Once Ohio's leading gas producer, the Oklahoma City-based Gulfport decided a backlog of drilled but uncompleted wells and calls for cash for new wells closer to home in Oklahoma's SCOOP play warranted a halt to Ohio activity. "When you have 55 [drilled but uncompleted wells] in inventory, to continue to drill and add to that inventory for us in this quarter just really didn't make sense," COO Donnie Moore said on Gulfport's third-quarter 2018 earnings conference call. "In the Utica, you're probably looking at starting a rig early sometime next year, one to two rigs."
Gulfport also filed for nine new wells in the first week of 2019, split between Harrison and dry-gas-heavy Belmont County, according to Ohio Department of Natural Resources.
The state's new top gas producer, the privately held Ascent Resources, also based in Oklahoma City, pulled the most permits by far of any producer in December 2018, with 18. Ascent, with a C-suite stocked with executives who pioneered the Utica play while at Chesapeake Energy Corp., split those permits between three counties: dry gas Belmont and Jefferson counties and Guernsey County in the wet gas window.
Producers pulled 29% fewer permits in December 2018 than a year earlier, in line with a trend toward fewer permits all year.
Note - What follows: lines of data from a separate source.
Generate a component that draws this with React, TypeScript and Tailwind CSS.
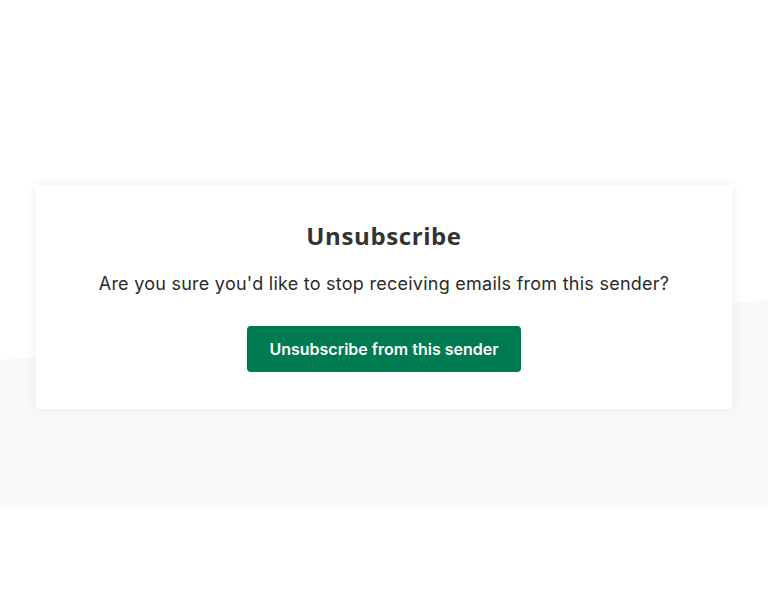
export default function App() {
  return (
    <div className="min-h-[614px] bg-white font-['Inter','Liberation_Sans',sans-serif]">
      <div className="h-[186px]" />

      <section className="relative px-9 pb-[98px]">
        {/* slanted grey band behind the card */}
        <div className="absolute inset-x-0 top-[114px] bottom-0 bg-[#f9f9f9] [clip-path:polygon(0_60px,100%_0,100%_100%,0_100%)]" />

        <div className="relative flex flex-col items-center bg-white px-6 pt-[36px] pb-[37px] shadow-[0_0_12px_rgba(0,0,0,0.07)]">
          <h1 className="font-['Open_Sans',sans-serif] text-[24px] leading-[28px] font-bold tracking-[0.6px] text-[#333333]">
            Unsubscribe
          </h1>
          <p className="mt-[21px] text-[18px] leading-[26px] tracking-[0.25px] text-[#2b2b2b]">
            Are you sure you'd like to stop receiving emails from this sender?
          </p>
          <button
            type="button"
            className="mt-[29px] h-[46px] w-[274px] rounded-[4px] bg-[#007a50] text-[16px] font-semibold text-white"
          >
            Unsubscribe from this sender
          </button>
        </div>
      </section>
    </div>
  );
}
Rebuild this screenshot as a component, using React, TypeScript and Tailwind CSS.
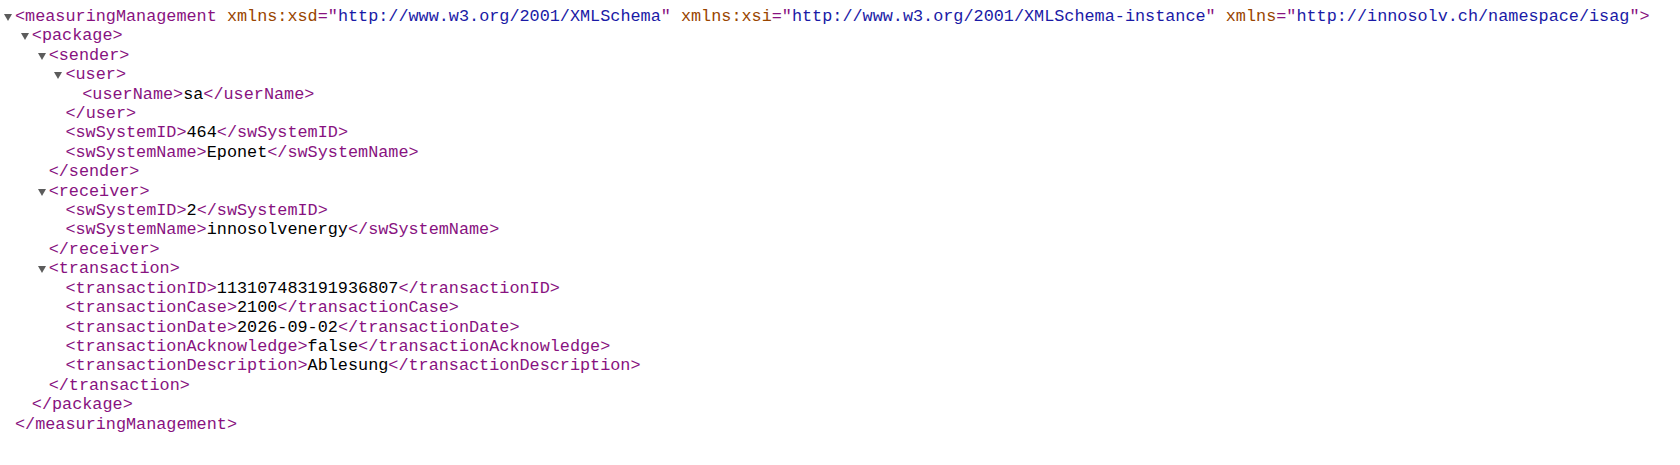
import React from "react";

type XmlNode = {
  tag: string;
  attrs?: [string, string][];
  text?: string;
  children?: XmlNode[];
};

const doc: XmlNode = {
  tag: "measuringManagement",
  attrs: [
    ["xmlns:xsd", "http://www.w3.org/2001/XMLSchema"],
    ["xmlns:xsi", "http://www.w3.org/2001/XMLSchema-instance"],
    ["xmlns", "http://innosolv.ch/namespace/isag"],
  ],
  children: [
    {
      tag: "package",
      children: [
        {
          tag: "sender",
          children: [
            { tag: "user", children: [{ tag: "userName", text: "sa" }] },
            { tag: "swSystemID", text: "464" },
            { tag: "swSystemName", text: "Eponet" },
          ],
        },
        {
          tag: "receiver",
          children: [
            { tag: "swSystemID", text: "2" },
            { tag: "swSystemName", text: "innosolvenergy" },
          ],
        },
        {
          tag: "transaction",
          children: [
            { tag: "transactionID", text: "113107483191936807" },
            { tag: "transactionCase", text: "2100" },
            { tag: "transactionDate", text: "2026-09-02" },
            { tag: "transactionAcknowledge", text: "false" },
            { tag: "transactionDescription", text: "Ablesung" },
          ],
        },
      ],
    },
  ],
};

// collapse arrow, sits in the gutter left of the opening tag
const Fold = () => (
  <span className="inline-block w-[11px] -ml-[11px]">
    <svg width="8" height="7" viewBox="0 0 8 7" className="block">
      <path d="M0 0 L8 0 L4 7 Z" fill="#5c5c5c" />
    </svg>
  </span>
);

const OpenTag = ({ node }: { node: XmlNode }) => (
  <span className="text-[#881280]">
    &lt;{node.tag}
    {node.attrs?.map(([name, value]) => (
      <span key={name}>
        {" "}
        <span className="text-[#994500]">{name}</span>="
        <span className="text-[#1a1aa6]">{value}</span>"
      </span>
    ))}
    &gt;
  </span>
);

const CloseTag = ({ tag }: { tag: string }) => <span className="text-[#881280]">&lt;/{tag}&gt;</span>;

const XmlTree = ({ node }: { node: XmlNode }) => {
  if (!node.children) {
    return (
      <div className="whitespace-pre">
        <OpenTag node={node} />
        <span className="text-black">{node.text}</span>
        <CloseTag tag={node.tag} />
      </div>
    );
  }
  return (
    <div>
      <div className="whitespace-pre">
        <Fold />
        <OpenTag node={node} />
      </div>
      <div className="ml-[1em]">
        {node.children.map((child, i) => (
          <XmlTree key={i} node={child} />
        ))}
      </div>
      <div className="whitespace-pre">
        <CloseTag tag={node.tag} />
      </div>
    </div>
  );
};

export default function App() {
  return (
    <div className="w-[1680px] h-[465px] bg-white overflow-hidden">
      <div className="pt-[7px] pl-[15px] font-['Liberation_Mono',monospace] text-[16.82px] leading-[19.4px]">
        <XmlTree node={doc} />
      </div>
    </div>
  );
}
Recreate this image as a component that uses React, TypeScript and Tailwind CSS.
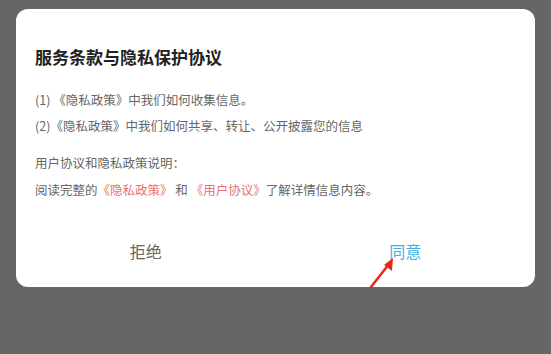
import React from "react";

const FONT = { fontFamily: '"Noto Sans CJK SC", "Noto Sans", sans-serif' };

function PointerArrow() {
  // red annotation arrow pointing at the agree button
  return (
    <svg
      className="absolute left-[360px] top-[250px] pointer-events-none"
      width="40"
      height="40"
      viewBox="0 0 40 40"
    >
      <line x1="11" y1="37" x2="29" y2="14" stroke="#e8271c" strokeWidth="2.5" strokeLinecap="round" />
      <polygon points="33,8 32,21 24,15" fill="#e8271c" />
    </svg>
  );
}

const App: React.FC = () => {
  return (
    <div className="relative w-[551px] h-[354px] bg-[#666666] pt-[9px] px-4" style={FONT}>
      <div className="bg-white rounded-xl h-[278px] flex flex-col">
        <div className="px-[19px] pt-[30px]">
          <h2 className="text-[17px] font-bold text-[#222] leading-[36px]">
            服务条款与隐私保护协议
          </h2>
          <div className="mt-[12px] text-[12.5px] text-[#666] leading-[26px]">
            <p>(1) 《隐私政策》中我们如何收集信息。</p>
            <p>(2)《隐私政策》中我们如何共享、转让、公开披露您的信息</p>
          </div>
          <div className="mt-[10px] text-[12.5px] text-[#666] leading-[27px]">
            <p>用户协议和隐私政策说明：</p>
            <p>
              阅读完整的<span className="text-[#e57373]">《隐私政策》</span> 和{" "}
              <span className="text-[#e57373]">《用户协议》</span>了解详情信息内容。
            </p>
          </div>
        </div>
        <div className="flex mt-auto mb-[24px]">
          <button type="button" className="flex-1 text-[16px] text-[#666] leading-[24px]">
            拒绝
          </button>
          <button type="button" className="flex-1 text-[16px] text-[#3db2e3] leading-[24px]">
            同意
          </button>
        </div>
      </div>
      <PointerArrow />
    </div>
  );
};

export default App;
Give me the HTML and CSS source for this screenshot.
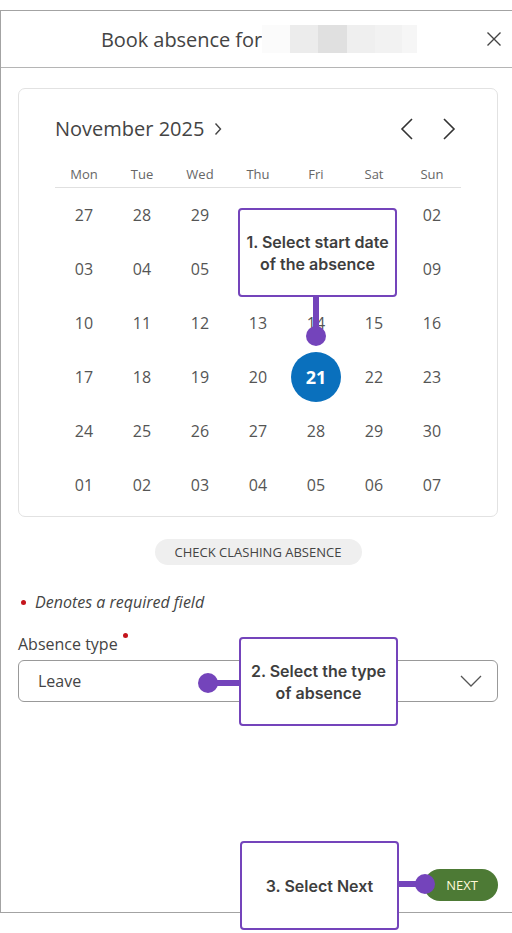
FILE: index.html
```html
<!DOCTYPE html>
<html lang="en">
<head>
<meta charset="utf-8">
<link rel="stylesheet" href="styles.css">
</head>
<body>
<div class="page">
  <div class="panel">
    <header class="head">
      <div class="title">
        <span class="title-text">Book absence for</span>
        <span class="blur">
          <i class="b1"></i><i class="b2"></i><i class="b3"></i><i class="b4"></i><i class="b5"></i><i class="b6"></i>
        </span>
      </div>
      <svg class="close" width="16" height="16" viewBox="0 0 16 16"><path d="M1.5 1.5 L14.5 14.5 M14.5 1.5 L1.5 14.5" stroke="#444" stroke-width="1.4" fill="none"/></svg>
    </header>

    <div class="body">
      <section class="cal">
        <div class="cal-top">
          <div class="month">November 2025
            <svg class="month-chev" width="8" height="14" viewBox="0 0 8 14"><path d="M1.5 1.5 L6.5 7 L1.5 12.5" stroke="#444" stroke-width="1.4" fill="none"/></svg>
          </div>
          <div class="nav">
            <svg width="14" height="22" viewBox="0 0 14 22"><path d="M12 1 L2 11 L12 21" stroke="#333" stroke-width="1.6" fill="none"/></svg>
            <svg width="14" height="22" viewBox="0 0 14 22"><path d="M2 1 L12 11 L2 21" stroke="#333" stroke-width="1.6" fill="none"/></svg>
          </div>
        </div>
        <div class="grid dows">
          <span>Mon</span><span>Tue</span><span>Wed</span><span>Thu</span><span>Fri</span><span>Sat</span><span>Sun</span>
        </div>
        <div class="grid days">
          <span>27</span><span>28</span><span>29</span><span>30</span><span>31</span><span>01</span><span>02</span>
          <span>03</span><span>04</span><span>05</span><span>06</span><span>07</span><span>08</span><span>09</span>
          <span>10</span><span>11</span><span>12</span><span>13</span><span>14</span><span>15</span><span>16</span>
          <span>17</span><span>18</span><span>19</span><span>20</span><span><b class="sel">21</b></span><span>22</span><span>23</span>
          <span>24</span><span>25</span><span>26</span><span>27</span><span>28</span><span>29</span><span>30</span>
          <span>01</span><span>02</span><span>03</span><span>04</span><span>05</span><span>06</span><span>07</span>
        </div>
      </section>

      <div class="clash-row"><button class="clash">CHECK CLASHING ABSENCE</button></div>

      <p class="req"><span class="dot"></span><em>Denotes a required field</em></p>

      <label class="lbl">Absence type<span class="dot sup"></span></label>
      <div class="select">
        <span>Leave</span>
        <svg width="22" height="12" viewBox="0 0 22 12"><path d="M1 1 L11 11 L21 1" stroke="#555" stroke-width="1.3" fill="none"/></svg>
      </div>

      <div class="foot"><button class="next">NEXT</button></div>
    </div>
  </div>

  <div class="callout c1">1. Select start date<br>of the absence</div>
  <div class="vbar v1"></div><div class="pin p1"></div>

  <div class="callout c2">2. Select the type<br>of absence</div>
  <div class="hbar h2"></div><div class="pin p2"></div>

  <div class="callout c3">3. Select Next</div>
  <div class="hbar h3"></div><div class="pin p3"></div>
</div>
</body>
</html>
```

FILE: styles.css
```css
html, body { margin: 0; padding: 0; overflow: hidden; background: #fff; }
body { font-family: "Open Sans", "Noto Sans", sans-serif; color: #444; }
.page { position: relative; width: 512px; height: 933px; overflow: hidden; }

.panel {
  margin-top: 10px;
  width: 514px;
  height: 901px;
  border: 1px solid #a3a3a3;
  border-right: 0;
  display: flex;
  flex-direction: column;
}

.head {
  height: 56px;
  flex: none;
  border-bottom: 1px solid #b5b5b5;
  position: relative;
  display: flex;
  align-items: center;
  justify-content: center;
}
.title { display: flex; align-items: center; padding-left: 2px; }
.title-text { font-size: 20px; color: #444; letter-spacing: -0.05px; }
.blur { display: flex; height: 28px; margin-left: 0; }
.blur i { display: block; height: 28px; }
.b1 { width: 28px; background: #fbfbfb; }
.b2 { width: 28px; background: #ececec; }
.b3 { width: 29px; background: #e0e0e0; }
.b4 { width: 28px; background: #efefef; }
.b5 { width: 27px; background: #f2f2f2; }
.b6 { width: 15px; background: #f6f6f6; }
.close { position: absolute; right: 13px; top: 20px; }

.body {
  flex: 1;
  display: flex;
  flex-direction: column;
  padding: 20px 17px 11px 17px;
}

.cal {
  border: 1px solid #e2e2e2;
  border-radius: 7px;
  padding: 26px 36px 4px 36px;
}
.cal-top { display: flex; justify-content: space-between; align-items: center; height: 26px; }
.month { font-size: 20px; color: #444; display: flex; align-items: center; gap: 10px; }
.month-chev { margin-top: 1px; }
.nav { display: flex; gap: 28px; margin-right: 5px; margin-top: 2px; }

.grid { display: grid; grid-template-columns: repeat(7, 58px); }
.dows {
  margin-top: 20px;
  height: 26px;
  line-height: 26px;
  border-bottom: 1px solid #e0e0e0;
  font-size: 13px;
  color: #666;
  text-align: center;
}
.days span {
  height: 54px;
  display: flex;
  align-items: center;
  justify-content: center;
  font-size: 16px;
  color: #555;
}
.sel {
  width: 50px; height: 50px; border-radius: 50%;
  background: #0a70bd;
  color: #fff;
  font-size: 18px;
  font-weight: 700;
  display: flex; align-items: center; justify-content: center;
}

.clash-row { display: flex; justify-content: center; margin-top: 22px; }
.clash {
  font-family: "Open Sans", sans-serif;
  font-size: 13px;
  color: #444;
  background: #efefef;
  border: 0;
  border-radius: 13px;
  height: 26px;
  width: 207px;
  padding: 0;
}

.req { margin: 26px 0 0 0; display: flex; align-items: center; font-size: 16px; color: #444; height: 22px; }
.dot { display: inline-block; width: 5px; height: 5px; border-radius: 50%; background: #c4141c; }
.req .dot { margin: 0 9px 0 3px; }
.lbl { margin-top: 20px; font-size: 16px; color: #444; display: flex; align-items: flex-start; height: 22px; }
.dot.sup { margin: 0 0 0 5px; }
.select {
  margin-top: 5px;
  height: 40px;
  border: 1px solid #999;
  border-radius: 6px;
  display: flex;
  align-items: center;
  justify-content: space-between;
  padding: 0 15px 0 19px;
  font-size: 16px;
  color: #444;
}

.foot { margin-top: auto; display: flex; justify-content: flex-end; }
.next {
  width: 74px; height: 32px;
  border: 0; border-radius: 16px;
  background: #4d7a35;
  color: #fff9d8;
  font-family: "Open Sans", sans-serif;
  font-size: 13px;
  padding: 0 0 0 2px;
}

.callout {
  position: absolute;
  width: 155px;
  height: 85px;
  border: 2px solid #7444bb;
  border-radius: 4px;
  background: #fff;
  font-family: Inter, "Noto Sans", sans-serif;
  font-weight: 600;
  font-size: 16px;
  line-height: 22px;
  color: #3e3e3e;
  display: flex;
  align-items: center;
  justify-content: center;
  text-align: center;
}
.c1 { left: 238px; top: 208px; }
.c2 { left: 239px; top: 637px; }
.c3 { left: 240px; top: 841px; }

.vbar, .hbar, .pin { position: absolute; background: #7444bb; }
.pin { width: 20px; height: 20px; border-radius: 50%; }
.v1 { left: 313px; top: 297px; width: 6px; height: 39px; }
.p1 { left: 306px; top: 326px; }
.h2 { left: 208px; top: 680px; width: 32px; height: 6px; }
.p2 { left: 198px; top: 673px; }
.h3 { left: 399px; top: 881px; width: 26px; height: 6px; }
.p3 { left: 415px; top: 874px; }
```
For the full year, Ohio drillers pulled 279 permits for new wells, 38% fewer than in 2017.
Fewer permits did not mean less gas production, as producers have become more efficient and drilling technology and tactics improve. Full-year 2018 figures will not be available until February at the earliest, but Ohio's 6.9 Bcf/d of dry gas production in the third quarter was 39% more than in the same quarter in 2017 despite fewer new wells, according to state data.